◆ **DATASET EXTRACT**:
--
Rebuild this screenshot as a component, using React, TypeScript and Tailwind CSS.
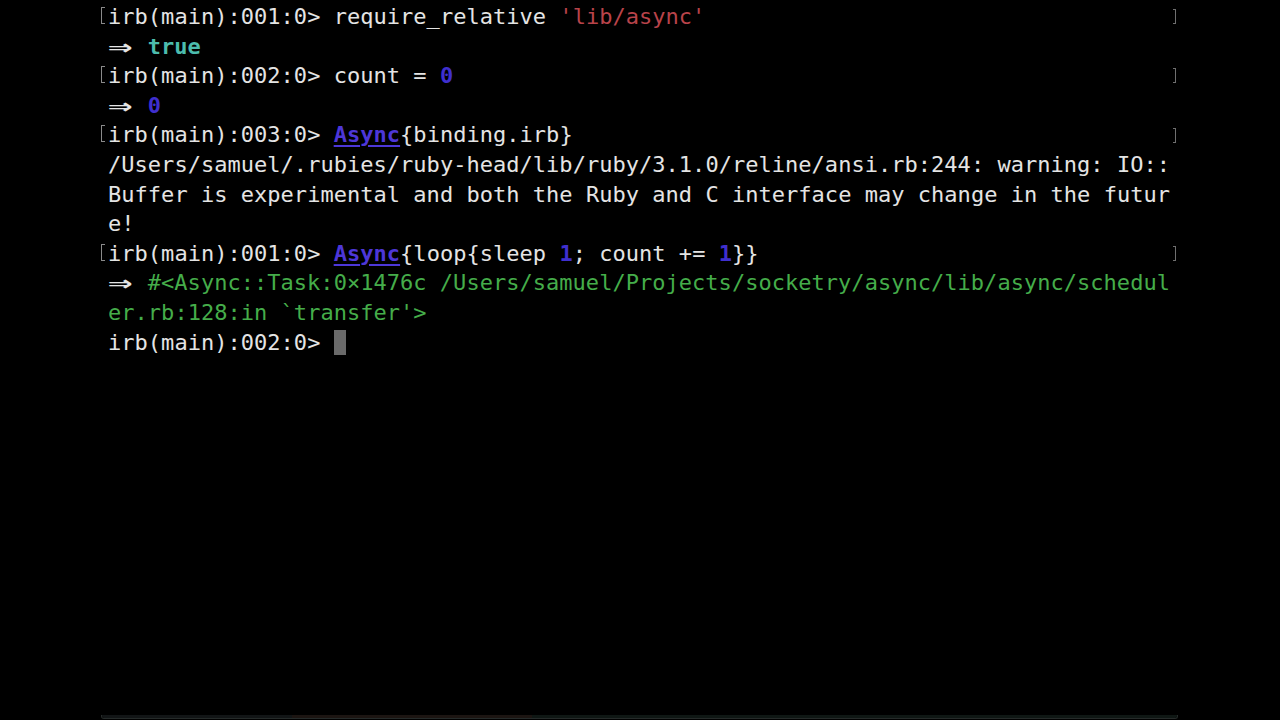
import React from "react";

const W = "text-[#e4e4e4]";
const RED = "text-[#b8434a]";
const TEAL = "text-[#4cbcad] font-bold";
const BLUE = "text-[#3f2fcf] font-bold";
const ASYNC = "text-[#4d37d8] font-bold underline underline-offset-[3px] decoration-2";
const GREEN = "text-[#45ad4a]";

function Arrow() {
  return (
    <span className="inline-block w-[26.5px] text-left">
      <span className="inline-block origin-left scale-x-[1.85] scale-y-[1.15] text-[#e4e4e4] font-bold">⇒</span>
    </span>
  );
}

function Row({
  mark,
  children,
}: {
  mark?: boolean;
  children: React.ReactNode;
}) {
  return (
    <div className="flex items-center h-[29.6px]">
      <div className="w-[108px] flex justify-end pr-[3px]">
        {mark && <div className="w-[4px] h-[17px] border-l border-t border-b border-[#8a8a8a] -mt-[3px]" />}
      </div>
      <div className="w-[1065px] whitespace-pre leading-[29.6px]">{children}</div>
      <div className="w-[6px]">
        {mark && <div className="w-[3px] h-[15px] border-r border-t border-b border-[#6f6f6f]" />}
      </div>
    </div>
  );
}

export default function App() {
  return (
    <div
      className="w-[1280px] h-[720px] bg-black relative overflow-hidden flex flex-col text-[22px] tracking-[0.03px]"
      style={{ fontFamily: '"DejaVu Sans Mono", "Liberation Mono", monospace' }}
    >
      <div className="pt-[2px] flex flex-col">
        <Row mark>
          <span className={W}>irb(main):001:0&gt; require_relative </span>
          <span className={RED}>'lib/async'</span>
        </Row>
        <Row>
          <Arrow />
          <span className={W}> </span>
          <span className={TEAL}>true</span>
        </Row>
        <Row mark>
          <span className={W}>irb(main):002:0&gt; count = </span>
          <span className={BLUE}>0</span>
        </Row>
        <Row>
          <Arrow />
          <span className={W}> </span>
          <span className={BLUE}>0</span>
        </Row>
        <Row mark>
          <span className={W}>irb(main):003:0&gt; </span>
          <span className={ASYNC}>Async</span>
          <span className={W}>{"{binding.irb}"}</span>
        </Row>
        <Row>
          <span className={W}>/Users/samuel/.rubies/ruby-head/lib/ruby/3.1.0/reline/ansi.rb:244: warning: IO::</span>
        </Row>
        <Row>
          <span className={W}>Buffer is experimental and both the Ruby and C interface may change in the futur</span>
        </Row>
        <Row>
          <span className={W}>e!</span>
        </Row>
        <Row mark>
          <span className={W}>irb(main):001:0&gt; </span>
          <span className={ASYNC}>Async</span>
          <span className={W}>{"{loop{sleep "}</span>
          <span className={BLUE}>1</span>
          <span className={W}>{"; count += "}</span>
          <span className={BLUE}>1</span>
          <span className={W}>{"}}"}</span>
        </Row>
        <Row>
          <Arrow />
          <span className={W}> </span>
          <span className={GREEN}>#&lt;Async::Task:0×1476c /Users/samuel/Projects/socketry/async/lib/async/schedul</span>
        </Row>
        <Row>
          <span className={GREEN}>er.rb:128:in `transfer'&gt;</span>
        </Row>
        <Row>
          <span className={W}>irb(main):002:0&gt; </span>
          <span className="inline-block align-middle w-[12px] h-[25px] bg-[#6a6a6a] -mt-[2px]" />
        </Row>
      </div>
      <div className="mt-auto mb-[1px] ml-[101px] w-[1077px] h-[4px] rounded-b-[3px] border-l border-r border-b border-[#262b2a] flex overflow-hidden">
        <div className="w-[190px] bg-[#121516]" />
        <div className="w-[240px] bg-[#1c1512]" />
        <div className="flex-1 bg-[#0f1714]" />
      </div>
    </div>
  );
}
--
◆ **DO THIS**:
Reproduce the listing exactly. Leave its pictures out.

◆ **PROBLEM SOLUTION**:
Rebuild this screenshot as a component, using React, TypeScript and Tailwind CSS.
import React from "react";

const W = "text-[#e4e4e4]";
const RED = "text-[#b8434a]";
const TEAL = "text-[#4cbcad] font-bold";
const BLUE = "text-[#3f2fcf] font-bold";
const ASYNC = "text-[#4d37d8] font-bold underline underline-offset-[3px] decoration-2";
const GREEN = "text-[#45ad4a]";

function Arrow() {
  return (
    <span className="inline-block w-[26.5px] text-left">
      <span className="inline-block origin-left scale-x-[1.85] scale-y-[1.15] text-[#e4e4e4] font-bold">⇒</span>
    </span>
  );
}

function Row({
  mark,
  children,
}: {
  mark?: boolean;
  children: React.ReactNode;
}) {
  return (
    <div className="flex items-center h-[29.6px]">
      <div className="w-[108px] flex justify-end pr-[3px]">
        {mark && <div className="w-[4px] h-[17px] border-l border-t border-b border-[#8a8a8a] -mt-[3px]" />}
      </div>
      <div className="w-[1065px] whitespace-pre leading-[29.6px]">{children}</div>
      <div className="w-[6px]">
        {mark && <div className="w-[3px] h-[15px] border-r border-t border-b border-[#6f6f6f]" />}
      </div>
    </div>
  );
}

export default function App() {
  return (
    <div
      className="w-[1280px] h-[720px] bg-black relative overflow-hidden flex flex-col text-[22px] tracking-[0.03px]"
      style={{ fontFamily: '"DejaVu Sans Mono", "Liberation Mono", monospace' }}
    >
      <div className="pt-[2px] flex flex-col">
        <Row mark>
          <span className={W}>irb(main):001:0&gt; require_relative </span>
          <span className={RED}>'lib/async'</span>
        </Row>
        <Row>
          <Arrow />
          <span className={W}> </span>
          <span className={TEAL}>true</span>
        </Row>
        <Row mark>
          <span className={W}>irb(main):002:0&gt; count = </span>
          <span className={BLUE}>0</span>
        </Row>
        <Row>
          <Arrow />
          <span className={W}> </span>
          <span className={BLUE}>0</span>
        </Row>
        <Row mark>
          <span className={W}>irb(main):003:0&gt; </span>
          <span className={ASYNC}>Async</span>
          <span className={W}>{"{binding.irb}"}</span>
        </Row>
        <Row>
          <span className={W}>/Users/samuel/.rubies/ruby-head/lib/ruby/3.1.0/reline/ansi.rb:244: warning: IO::</span>
        </Row>
        <Row>
          <span className={W}>Buffer is experimental and both the Ruby and C interface may change in the futur</span>
        </Row>
        <Row>
          <span className={W}>e!</span>
        </Row>
        <Row mark>
          <span className={W}>irb(main):001:0&gt; </span>
          <span className={ASYNC}>Async</span>
          <span className={W}>{"{loop{sleep "}</span>
          <span className={BLUE}>1</span>
          <span className={W}>{"; count += "}</span>
          <span className={BLUE}>1</span>
          <span className={W}>{"}}"}</span>
        </Row>
        <Row>
          <Arrow />
          <span className={W}> </span>
          <span className={GREEN}>#&lt;Async::Task:0×1476c /Users/samuel/Projects/socketry/async/lib/async/schedul</span>
        </Row>
        <Row>
          <span className={GREEN}>er.rb:128:in `transfer'&gt;</span>
        </Row>
        <Row>
          <span className={W}>irb(main):002:0&gt; </span>
          <span className="inline-block align-middle w-[12px] h-[25px] bg-[#6a6a6a] -mt-[2px]" />
        </Row>
      </div>
      <div className="mt-auto mb-[1px] ml-[101px] w-[1077px] h-[4px] rounded-b-[3px] border-l border-r border-b border-[#262b2a] flex overflow-hidden">
        <div className="w-[190px] bg-[#121516]" />
        <div className="w-[240px] bg-[#1c1512]" />
        <div className="flex-1 bg-[#0f1714]" />
      </div>
    </div>
  );
}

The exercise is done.